I giocatori più capaci giocano nelle rispettive squadre nazionali, e quindi sono indisponibili spesso per lunghi periodi. E intanto il giocatore disponibile, ma fuori squadra, quale che sia il suo potenziale, ha di fronte due possibilità: o esce dalla gara per un posto in prima squadra limitandosi a godersi lo stipendio, o tenterà di fare la voce grossa, alimentando conflitti interni. Si allenerà più duramente, rischiando infortuni. Più è alto il numero di giocatori competitivi che non potranno trovare il posto in squadra, più aumenta lo stress, più peggiora il clima. Ai giocatori indisponibili perché impegnati altrove o perché infortunati si aggiungono i giocatori puniti per comportamenti scorretti, in rotta con i compagni di squadra o con l’allenatore. Altri giocatori sono alle prese con questioni contrattuali: sia il giocatore che sceglie di non giocare, sia la dirigenza a non far giocare, il calciatore è indisponibile. Ancora, si aggiungono i giocatori indisponibili per conflitti interni al management: allenatore, direttore generale e presidente spesso hanno opinioni e visioni che non coincidono, per via di queste divergenze giocatori importanti finiscono fuori rosa.

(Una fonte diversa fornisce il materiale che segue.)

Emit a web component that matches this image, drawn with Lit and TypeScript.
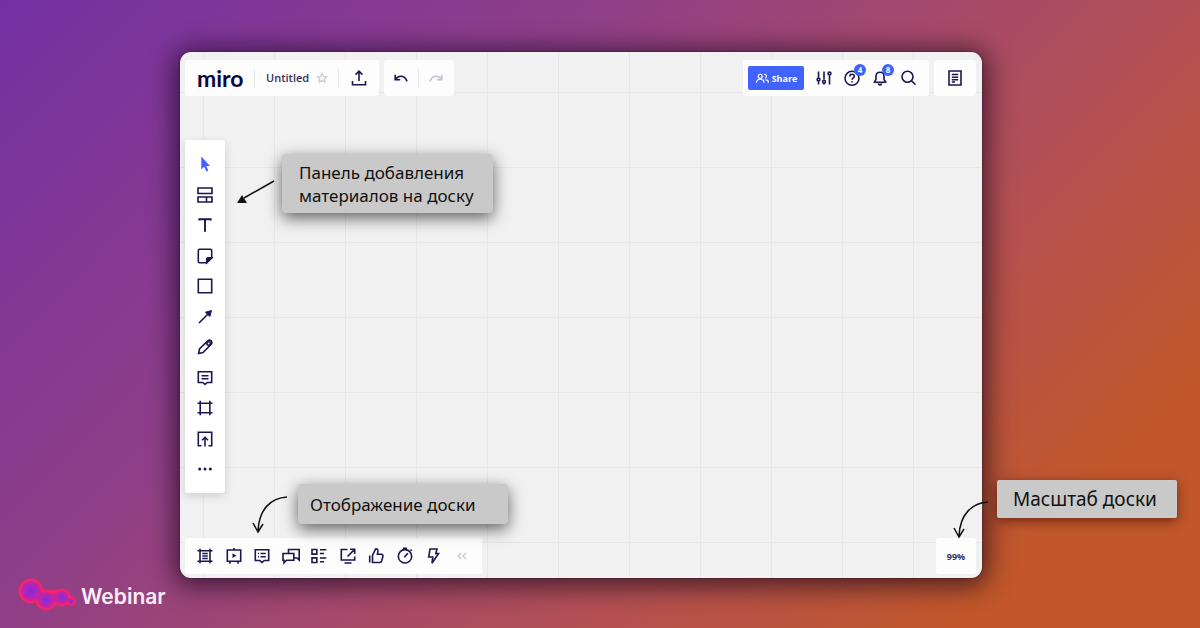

Il risultato è sempre lo stesso: si sopportano i costi di una panchina lunga, e si ha a disposizione una panchina corta.
Quando chi dirige la squadra si rende conto di come la panchina sia nonostante tutto corta, la allunga con nuovi acquisti, ma il meccanismo perverso agisce comunque: ogni azione tesa ad un allungamento della panchina provoca un suo accorciamento.

Ritroviamo qui atteggiamenti tipici del management: accumulare previamente risorse nella convinzione di poter prevedere i bisogni e le situazioni future; dedicarsi all’accampare giustificazioni più che al trovare soluzioni; rispondere a esigenze emergenti con soluzioni costruite nel passato.
Se so sopportare l’ansia legata a una rosa non assolutamente completa, mi concedo la possibilità di inserire la risorsa che serve quando serve. Se so che finirò per comprare qualche calciatore durante la stagione, inutile la panchina lunga. Accettare la lezione della panchina comunque corta, significa rinunciare ad investire oltremisura nell’allungamento della panchina.
Ogni manager sa che nessuno scongiuro, nessuna previa azione mi eviterà di trovarmi di fronte a emergenze, situazioni nuove ed impreviste. Ma, per timore o per comodo, fa finta di non saperlo.
Eppure, le risorse già impegnate a fronte di eventuali rischi futuri sono troppo spesso sprecate. Le risorse non allocate si bruciano producendo fumo, ma non arrosto. Se limito lo stock di risorse già allocate, risparmio ora e mi concedo la possibilità mettere in campo risorse adeguate, quando ce ne sarà bisogno, e quando avrà scoperto di che risorse ho bisogno.

(Questo testo è la rielaborazione di un paragrafo di: Francesco Varanini, Contro il management. La vanità del controllo, gli inganni della finanza e la speranza di una costruzione comune, Guerini e Associati, 2010).